Using A Change Stream That Is Not Completely Ordered In A Replication System That Depends On Receiving Changes In Chronological Order.
Publication Date: 2014-Sep-09
The IP.com Prior Art Database
Disclosed is a system applied to replication systems to provide an ordered change stream by using a log order time that represents a continuously increasing log sequence.
Page 01 of 5
Using A Change Stream That Is Not Completely Ordered In A Replication System That Depends On Receiving Changes In Chronological Order .
Within a change log, changes for a single transaction are logged in order of the source application. Changes across transactions affecting the same key are properly ordered by the source application(s) as a result of key locking, by either a transaction manager or database manager. Changes and transactions that occur in parallel (i.e. affecting distinct keys), however, may be logged in an unpredictable order by multiple source applications.
Consider, for example, source application A creating transaction UORa consisting of changes to keys 1, 3, 5, 7, and 9, while another source application B creates transaction UORb consisting of changes to keys 2, 4, 6, and 8. Both transactions are in-flight (i.e. uncommitted pieces of work) at the same time and, because each affects different key sets, the transactions are autonomous with respect to each other. UORa may commit first in the transaction manager, but there could be a slight delay writing the commit log record that allows UORb to commit and write its commit log record first. The log then shows that UORb is followed by UORa, although the timestamps for the commits indicate UORa committed first.

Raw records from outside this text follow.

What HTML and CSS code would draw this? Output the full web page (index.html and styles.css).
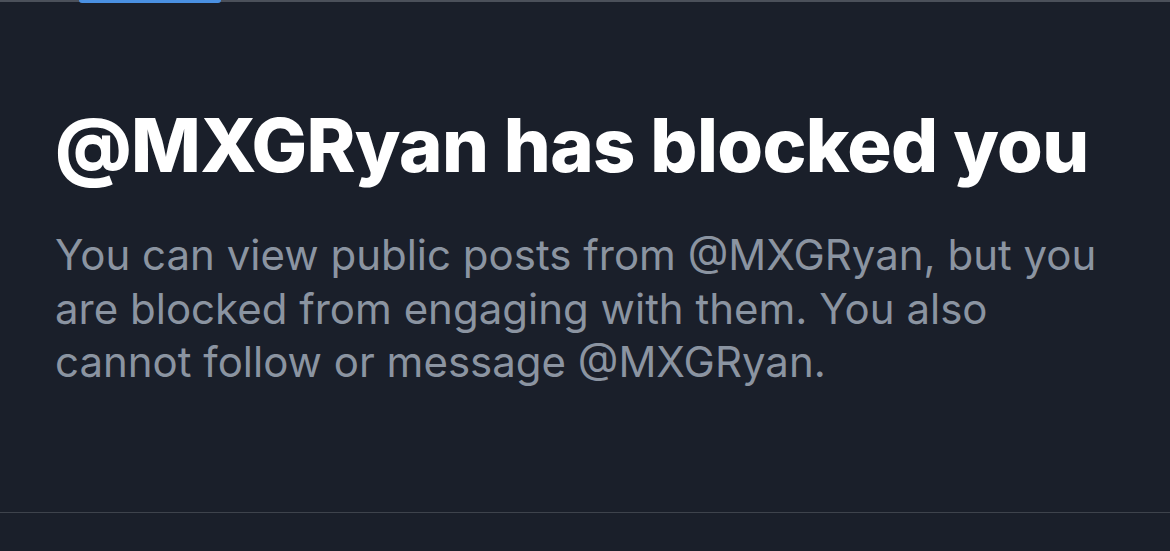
FILE: index.html
```html
<!DOCTYPE html>
<html>
<head>
<meta charset="utf-8">
<link rel="stylesheet" href="styles.css">
</head>
<body>
<div class="topbar"><div class="tab"></div></div>
<main class="empty">
  <h1 class="title">@MXGRyan has blocked you</h1>
  <p class="desc">You can view public posts from @MXGRyan, but you are blocked from engaging with them. You also cannot follow or message @MXGRyan.</p>
</main>
<div class="divider"></div>
</body>
</html>
```
FILE: styles.css
```css
html, body {
  margin: 0;
  padding: 0;
  background: #1a1f2a;
  height: 100%;
}
body {
  font-family: Inter, "Liberation Sans", sans-serif;
  overflow: hidden;
}
.topbar {
  height: 2px;
  background: #4b505a;
  position: relative;
}
.tab {
  position: absolute;
  left: 79px;
  top: 0;
  width: 142px;
  height: 3px;
  background: #4a90e2;
  border-radius: 0 0 3px 3px;
}
.empty {
  padding: 0 40px 0 55px;
  height: 510px;
  box-sizing: border-box;
}
.title {
  margin: 0;
  padding-top: 98px;
  font-size: 74px;
  font-weight: 800;
  color: #ffffff;
  letter-spacing: -0.65px;
  line-height: 90px;
}
.desc {
  margin: 38px 0 0;
  font-size: 42px;
  font-weight: 400;
  color: #8b94a1;
  line-height: 53.5px;
  max-width: 1070px;
}
.divider {
  height: 1px;
  background: #3e434c;
}
```
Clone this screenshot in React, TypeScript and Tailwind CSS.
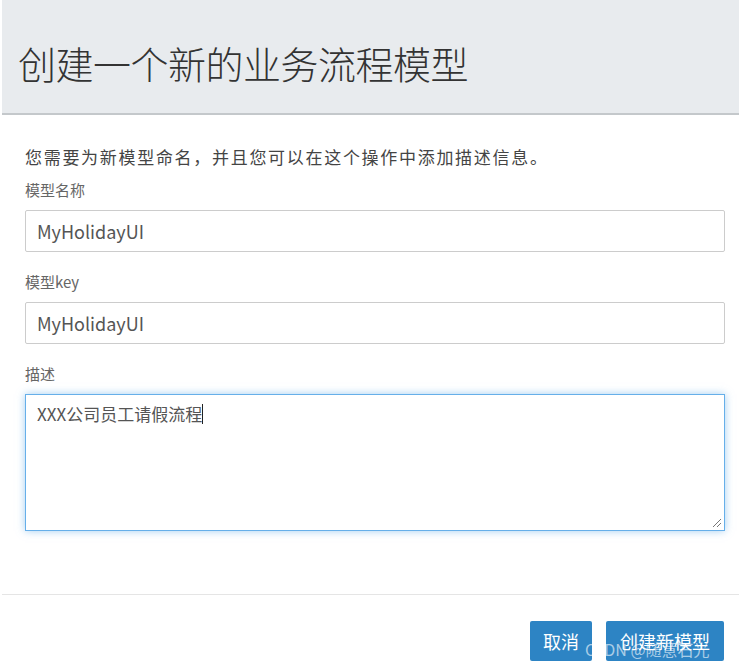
const font = {
	fontFamily: '"Noto Sans CJK SC", "Open Sans", "Noto Sans", sans-serif',
};

function Field({ label, value }: { label: string; value: string }) {
	return (
		<div className="flex flex-col">
			<label className="text-[15px] leading-[24px] text-[#666]">{label}</label>
			<div className="mt-[8px] h-[42px] border border-[#ccc] rounded-[2px] flex items-center px-[11px] text-[18px] text-[#555]">
				{value}
			</div>
		</div>
	);
}

export default function App() {
	return (
		<div
			className="relative w-[739px] h-[670px] bg-white flex flex-col overflow-hidden"
			style={font}
		>
			<header className="ml-[2px] h-[115px] bg-[#e8ebee] border-b-2 border-[#c4c8cb] flex items-center pl-[16px] pt-[12px]">
				<h1 className="text-[38px] font-light text-[#333] tracking-[-0.5px]">
					创建一个新的业务流程模型
				</h1>
			</header>

			<main className="pl-[25px] pr-[14px] pt-[30px] flex flex-col">
				<p className="text-[17px] leading-[24px] tracking-[1.7px] text-[#444]">
					您需要为新模型命名，并且您可以在这个操作中添加描述信息。
				</p>
				<div className="mt-[9px] flex flex-col gap-[18px]">
					<Field label="模型名称" value="MyHolidayUI" />
					<Field label="模型key" value="MyHolidayUI" />
					<div className="flex flex-col">
						<label className="text-[15px] leading-[24px] text-[#666]">描述</label>
						<div className="mt-[8px] h-[137px] border border-[#66afe9] shadow-[0_0_8px_rgba(102,175,233,0.6)] flex flex-col justify-between px-[11px] pt-[7px] pb-[2px]">
							<div className="text-[17px] leading-[24px] text-[#555] flex items-center">
								<span>XXX公司员工请假流程</span>
								<span className="inline-block w-[1px] h-[20px] bg-[#222]" />
							</div>
							<div className="flex justify-end -mr-[9px]">
								<svg width="12" height="12" viewBox="0 0 12 12">
									<path d="M11 3 L3 11 M11 7 L7 11" stroke="#777" strokeWidth="1" />
								</svg>
							</div>
						</div>
					</div>
				</div>
			</main>

			<div className="mt-[63px] ml-[2px] border-t border-[#e5e5e5]" />

			<footer className="flex justify-end gap-[14px] pr-[15px] pt-[26px]">
				<button className="h-[40px] px-[13px] bg-[#2d84c4] text-white text-[18px] rounded-[2px]">
					取消
				</button>
				<button className="h-[40px] px-[14px] bg-[#2d84c4] text-white text-[18px] rounded-[2px]">
					创建新模型
				</button>
			</footer>

			<div className="absolute left-[585px] top-[640px] text-[16px] leading-[18px] text-white/60 pointer-events-none">
				CSDN @随意石光
			</div>
		</div>
	);
}
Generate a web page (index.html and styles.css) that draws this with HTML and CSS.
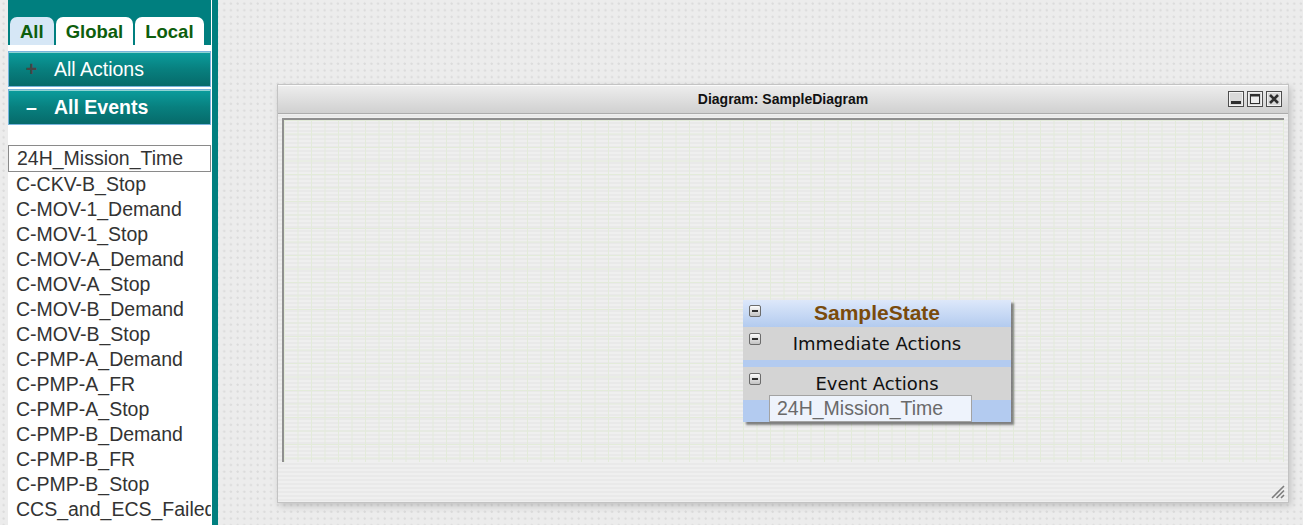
FILE: index.html
```html
<!DOCTYPE html>
<html lang="en">
<head>
<meta charset="utf-8">
<title>Diagram: SampleDiagram</title>
<link rel="stylesheet" href="styles.css">
</head>
<body>
<div class="app">
  <aside class="sidebar">
    <div class="tabs">
      <div class="tab active">All</div>
      <div class="tab">Global</div>
      <div class="tab">Local</div>
    </div>
    <div class="acc"><span class="sym plus">+</span><span>All Actions</span></div>
    <div class="acc open"><span class="sym">–</span><span>All Events</span></div>
    <ul class="events">
      <li class="selected">24H_Mission_Time</li>
      <li>C-CKV-B_Stop</li>
      <li>C-MOV-1_Demand</li>
      <li>C-MOV-1_Stop</li>
      <li>C-MOV-A_Demand</li>
      <li>C-MOV-A_Stop</li>
      <li>C-MOV-B_Demand</li>
      <li>C-MOV-B_Stop</li>
      <li>C-PMP-A_Demand</li>
      <li>C-PMP-A_FR</li>
      <li>C-PMP-A_Stop</li>
      <li>C-PMP-B_Demand</li>
      <li>C-PMP-B_FR</li>
      <li>C-PMP-B_Stop</li>
      <li>CCS_and_ECS_Failed</li>
    </ul>
  </aside>
  <div class="splitter"></div>
  <main class="workspace">
    <section class="window">
      <header class="titlebar">
        <span></span>
        <span class="title">Diagram: SampleDiagram</span>
        <span class="winbtns">
          <svg class="wbtn" width="16" height="16" viewBox="0 0 16 16"><rect x="0.5" y="0.5" width="15" height="15" fill="#d9d9d9" stroke="#4e4e4e"/><rect x="1.5" y="1.5" width="13" height="13" fill="none" stroke="#f2f2f2"/><rect x="3" y="10" width="10" height="3" fill="#2e2e2e"/></svg>
          <svg class="wbtn" width="16" height="16" viewBox="0 0 16 16"><rect x="0.5" y="0.5" width="15" height="15" fill="#d9d9d9" stroke="#4e4e4e"/><rect x="1.5" y="1.5" width="13" height="13" fill="none" stroke="#f2f2f2"/><rect x="3.5" y="3.5" width="9" height="9" fill="#ececec" stroke="#2e2e2e"/><rect x="3" y="3" width="10" height="2.5" fill="#2e2e2e"/></svg>
          <svg class="wbtn" width="16" height="16" viewBox="0 0 16 16"><rect x="0.5" y="0.5" width="15" height="15" fill="#d9d9d9" stroke="#4e4e4e"/><rect x="1.5" y="1.5" width="13" height="13" fill="none" stroke="#f2f2f2"/><path d="M4 4 L12 12 M12 4 L4 12" stroke="#2e2e2e" stroke-width="2.6"/></svg>
        </span>
      </header>
      <div class="winbody">
        <div class="canvas">
          <div class="node">
            <div class="node-head"><span class="minus"></span>SampleState</div>
            <div class="node-sec imm"><span class="minus"></span>Immediate Actions</div>
            <div class="node-sec"><span class="minus"></span>Event Actions</div>
            <div class="node-item">24H_Mission_Time</div>
          </div>
        </div>
      </div>
      <svg class="grip" width="15" height="15" viewBox="0 0 15 15"><path d="M14 2 L2 14 M14 6.5 L6.5 14 M14 11 L11 14" stroke="#7d7d7d" stroke-width="1.6"/></svg>
    </section>
  </main>
</div>
</body>
</html>
```
FILE: styles.css
```css
* { box-sizing: border-box; }
html, body { margin: 0; height: 100%; }
body {
  font-family: "Liberation Sans", Arial, sans-serif;
  background-color: #ececec;
  background-image: radial-gradient(circle at 3.5px 3.5px, #dbdbdb 0.9px, transparent 1.4px);
  background-size: 6.7px 6.7px;
  overflow: hidden;
}
.app { display: flex; height: 525px; padding-left: 8px; }

/* sidebar */
.sidebar { width: 203px; display: flex; flex-direction: column; background: #fff; }
.tabs {
  display: flex; gap: 2px;
  background: #007f7f;
  padding: 17px 0 0 2px;
  border-bottom: 6px solid #fff;
}
.tab {
  height: 28px; line-height: 29px;
  padding: 0 10px;
  background: #fff;
  border-radius: 7px 7px 0 0;
  font-weight: bold; font-size: 18.5px;
  color: #0d5e0d;
}
.tab.active { background: #d6e7f6; }
.acc {
  height: 36px; display: flex; align-items: center;
  margin-bottom: 2px;
  color: #fff; font-size: 19.5px;
  background: linear-gradient(#0b9d9d, #08807f 50%, #066a6a);
  border: 1px solid #78b3dc;
  box-shadow: inset 0 1px 0 #8fd3d3;
}
.acc.open { font-weight: bold; }
.acc .sym { width: 45px; text-align: center; font-weight: bold; }
.acc .sym.plus { color: #454545; }
.events {
  list-style: none; margin: 0; padding: 18px 0 0;
  flex: 1; overflow: hidden;
  font-size: 19.5px; color: #333;
}
.events li { height: 25px; line-height: 25px; padding: 0 8px; white-space: nowrap; }
.events li.selected { height: 27px; border: 1px solid #8a8a8a; line-height: 25px; }
.splitter { width: 7px; background: #007f7f; border-left: 1px solid #ffffff; }

/* workspace */
.workspace { flex: 1; padding: 84px 0 0 59px; }
.window {
  position: relative;
  width: 1012px; height: 419px;
  display: flex; flex-direction: column;
  border: 1px solid #c3c3c3;
  background: repeating-linear-gradient(#efefef 0 2px, #e9e9e9 2px 4px);
  box-shadow: 2px 3px 7px rgba(0,0,0,0.18);
}
.titlebar {
  height: 29px;
  display: grid; grid-template-columns: 1fr auto 1fr; align-items: center;
  background: linear-gradient(#eeeeee, #d0d0d0);
  border-bottom: 1px solid #acacac;
  box-shadow: inset 0 1px 0 #fbfbfb;
}
.title { font-weight: bold; font-size: 14px; color: #111; }
.winbtns { justify-self: end; display: flex; gap: 3px; padding-right: 6px; }
.wbtn { display: block; }
.winbody { padding: 4px 4px 0; }
.canvas {
  position: relative;
  height: 344px;
  border-top: 2px solid #8f8f8f;
  border-left: 2px solid #8f8f8f;
  background-image:
    linear-gradient(90deg, #e3ebda 1px, transparent 1px),
    linear-gradient(#e3ebda 1px, transparent 1px),
    repeating-linear-gradient(#efefef 0 2px, #e9e9e9 2px 4px);
  background-size: 13.5px 13.5px, 13.5px 13.5px, auto;
}
.grip { position: absolute; right: 3px; bottom: 3px; }

/* state node */
.node {
  position: absolute; left: 459px; top: 180px;
  width: 268px;
  background: #b3cbf0;
  box-shadow: 3px 3px 2px rgba(70,70,70,0.65);
}
.node-head {
  position: relative;
  height: 27px; line-height: 25px; text-align: center;
  background: linear-gradient(#dde8fa, #b3cbef);
  font-weight: bold; font-size: 21px; color: #7a4b0c;
}
.node-sec {
  position: relative;
  height: 33px; line-height: 34px; text-align: center;
  background: #d4d4d4;
  font-family: "DejaVu Sans", Verdana, sans-serif; font-size: 18px; color: #111;
}
.node-sec.imm { margin-bottom: 7px; }
.minus {
  position: absolute; left: 6px; top: 6px;
  width: 12px; height: 12px;
  border: 1px solid #6c6c6c; border-radius: 2px;
  background: linear-gradient(#fdfdfd, #c2c2c2);
}
.node-head .minus { top: 5px; }
.minus::after {
  content: ""; position: absolute; left: 2px; top: 4px;
  width: 6px; height: 2px; background: #2f2f2f;
}
.node-item {
  position: relative;
  margin: -5px 0 0 26px;
  width: 203px; height: 27px;
  padding-left: 7px;
  line-height: 25px;
  background: #eef3fc;
  border: 1px solid #a3a3a3;
  font-size: 19.5px; color: #6a6a6a;
}
```
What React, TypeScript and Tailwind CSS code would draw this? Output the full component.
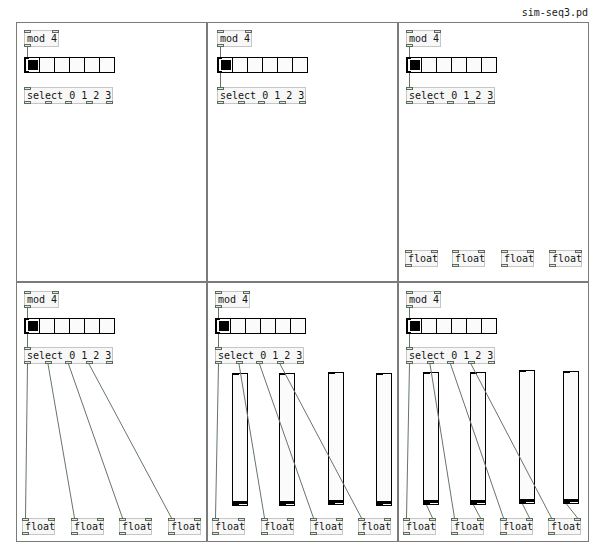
import React from "react";

type Box = { x: number; y: number; w: number; t: string; i: number; o: number };
type Slider = { x: number; y: number; h: number };
type Wire = [number, number, number, number];
type PanelData = {
  ox: number;
  oy: number;
  boxes: Box[];
  radios: { x: number; y: number }[];
  sliders: Slider[];
  wires: Wire[];
};

const mod = (x: number, y: number): Box => ({ x, y, w: 35, t: "mod 4", i: 2, o: 1 });
const sel = (x: number, y: number): Box => ({ x, y, w: 89, t: "select 0 1 2 3", i: 1, o: 5 });
const flt = (x: number, y: number): Box => ({ x, y, w: 33, t: "float", i: 2, o: 1 });

const selWires = (sx: number, sy: number, fxs: number[], fy: number): Wire[] =>
  fxs.map((fx, k) => [sx + 3 + k * 20.5, sy + 17, fx + 3, fy] as Wire);

const f4 = [22, 71, 119, 168];
const f5 = [212, 261, 310, 358];
const f6 = [403, 451, 500, 548];
const s5: Slider[] = [
  { x: 232, y: 373, h: 133 },
  { x: 279, y: 373, h: 133 },
  { x: 328, y: 372, h: 133 },
  { x: 376, y: 373, h: 133 },
];
const s6: Slider[] = [
  { x: 423, y: 372, h: 133 },
  { x: 470, y: 372, h: 133 },
  { x: 519, y: 370, h: 134 },
  { x: 563, y: 371, h: 133 },
];

const panels: PanelData[] = [
  {
    ox: 17,
    oy: 23,
    boxes: [mod(24, 30), sel(24, 87)],
    radios: [{ x: 24, y: 57 }],
    sliders: [],
    wires: [[27, 47, 27, 57]],
  },
  {
    ox: 208,
    oy: 23,
    boxes: [mod(217, 30), sel(217, 87)],
    radios: [{ x: 217, y: 57 }],
    sliders: [],
    wires: [
      [220, 47, 220, 57],
      [220, 73, 220, 87],
    ],
  },
  {
    ox: 399,
    oy: 23,
    boxes: [mod(406, 30), sel(406, 87), flt(405, 250), flt(452, 250), flt(501, 250), flt(549, 250)],
    radios: [{ x: 406, y: 57 }],
    sliders: [],
    wires: [
      [409, 47, 409, 57],
      [409, 73, 409, 87],
    ],
  },
  {
    ox: 17,
    oy: 283,
    boxes: [mod(24, 291), sel(24, 347), ...f4.map((x) => flt(x, 518))],
    radios: [{ x: 24, y: 318 }],
    sliders: [],
    wires: [[27, 308, 27, 318], [27, 334, 27, 347], ...selWires(24, 347, f4, 518)],
  },
  {
    ox: 208,
    oy: 283,
    boxes: [mod(215, 291), sel(215, 347), ...f5.map((x) => flt(x, 518))],
    radios: [{ x: 215, y: 318 }],
    sliders: s5,
    wires: [[218, 308, 218, 318], [218, 334, 218, 347], ...selWires(215, 347, f5, 518)],
  },
  {
    ox: 399,
    oy: 283,
    boxes: [mod(406, 291), sel(406, 347), ...f6.map((x) => flt(x, 518))],
    radios: [{ x: 406, y: 318 }],
    sliders: s6,
    wires: [
      [409, 308, 409, 318],
      [409, 334, 409, 347],
      ...selWires(406, 347, f6, 518),
      ...s6.map((s, k) => [s.x + 3, s.y + s.h, f6[k] + 29, 518] as Wire),
    ],
  },
];

function Port({ left, top, bottom }: { left: number; top?: number; bottom?: number }) {
  return (
    <div
      className="absolute w-[7px] h-[3px] border border-[#5b6c5b] bg-[#e4e8e4]"
      style={{ left, top, bottom }}
    />
  );
}

function Obj({ b, ox, oy }: { b: Box; ox: number; oy: number }) {
  const ins = Array.from({ length: b.i }, (_, k) => (b.i === 1 ? -1 : -1 + (k * (b.w - 7)) / (b.i - 1)));
  const outs = Array.from({ length: b.o }, (_, k) => (b.o === 1 ? -1 : -1 + (k * (b.w - 7)) / (b.o - 1)));
  return (
    <div
      className="absolute h-[17px] border border-[#c6c6c6] bg-[#f7f7f7] pl-[2px] text-[10px] leading-[15px] text-[#141414] whitespace-nowrap"
      style={{ left: b.x - ox, top: b.y - oy, width: b.w }}
    >
      {b.t}
      {ins.map((l, k) => (
        <Port key={"i" + k} left={Math.round(l)} top={-1} />
      ))}
      {outs.map((l, k) => (
        <Port key={"o" + k} left={Math.round(l)} bottom={-1} />
      ))}
    </div>
  );
}

function Radio({ x, y }: { x: number; y: number }) {
  return (
    <div
      className="absolute flex h-[16px] border-l border-t border-b border-black bg-[#fbfbfb]"
      style={{ left: x, top: y }}
    >
      {[0, 1, 2, 3, 4, 5].map((i) => (
        <div key={i} className="flex h-full w-[15px] items-center justify-center border-r border-black">
          {i === 0 && <div className="ml-[1px] h-[10px] w-[10px] bg-black" />}
        </div>
      ))}
      <div className="absolute -left-px -top-px h-[16px] w-[2px] bg-black" />
      <div className="absolute -left-px -top-px h-[2px] w-[5px] bg-black" />
      <div className="absolute -left-px -bottom-px h-[2px] w-[5px] bg-black" />
    </div>
  );
}

function VSlider({ s, ox, oy }: { s: Slider; ox: number; oy: number }) {
  return (
    <div
      className="absolute w-[16px] border border-black bg-[#fbfbfb]"
      style={{ left: s.x - ox, top: s.y - oy, height: s.h }}
    >
      <div className="absolute left-0 right-0 bottom-[1px] h-[3px] bg-black" />
      <div className="absolute -left-px -top-px h-[2px] w-[7px] bg-black" />
      <div className="absolute -left-px -bottom-px h-[2px] w-[7px] bg-black" />
    </div>
  );
}

function Panel({ p }: { p: PanelData }) {
  return (
    <div className="relative overflow-hidden border border-[#7b7b7b] bg-white">
      {p.sliders.map((s, k) => (
        <VSlider key={k} s={s} ox={p.ox} oy={p.oy} />
      ))}
      <svg className="absolute left-0 top-0" width={189} height={258}>
        {p.wires.map(([x1, y1, x2, y2], k) => (
          <line
            key={k}
            x1={x1 - p.ox + 0.5}
            y1={y1 - p.oy}
            x2={x2 - p.ox + 0.5}
            y2={y2 - p.oy}
            stroke="#66756a"
            strokeWidth={1}
          />
        ))}
      </svg>
      {p.radios.map((r, k) => (
        <Radio key={k} x={r.x - p.ox} y={r.y - p.oy} />
      ))}
      {p.boxes.map((b, k) => (
        <Obj key={k} b={b} ox={p.ox} oy={p.oy} />
      ))}
    </div>
  );
}

export default function App() {
  return (
    <div className="h-[554px] w-[600px] bg-white font-['DejaVu_Sans_Mono',monospace] text-[#1a1a1a]">
      <div className="flex h-[22px] justify-end pr-[12px] pt-[6px] text-[10px] leading-[13px]">sim-seq3.pd</div>
      <div className="ml-[16px] grid grid-cols-[191px_191px_191px] grid-rows-[260px_260px]">
        {panels.map((p, k) => (
          <Panel key={k} p={p} />
        ))}
      </div>
    </div>
  );
}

Typical replication systems require change data to be received in a specific, predictable order to support multiple types of processing. Some examples of these systems include (but are not limited to) accurate replication to target data store, dependency analysis, restart, and cache pruning. A regression of time in the change log (e.g., processing UORb and then UORa) may cause the replication system to make incorrect decisions because the replication system is expecting changes to be read from the log in order.
In reality, UORa and UORb occur nearly simultaneously and because there is no coordination between the source applications, there is little significance to the actual times in the log records. Attempting to create chronological order for these records becomes increasingly complex as concurrent access to the data increases in data sharing environments where multiple source applications are updating the same data sources. Without expensive source application coordination with respect to creating and logging change records, it is expected that changes and transactions that do not affect the same keys may be written out of order. Coordination of source applications creating log records may not be possible, or is at least untenable with respect to source application throughput.
Given there is little significance to the actual times in the log records, serializing log records or sorting the stream ultimately give little benefit other than to allow the replication system to process the data. Using a log reader to completely sort a stream, creating a log order based on physical position in the log, and acquire log locks via the source application is difficult...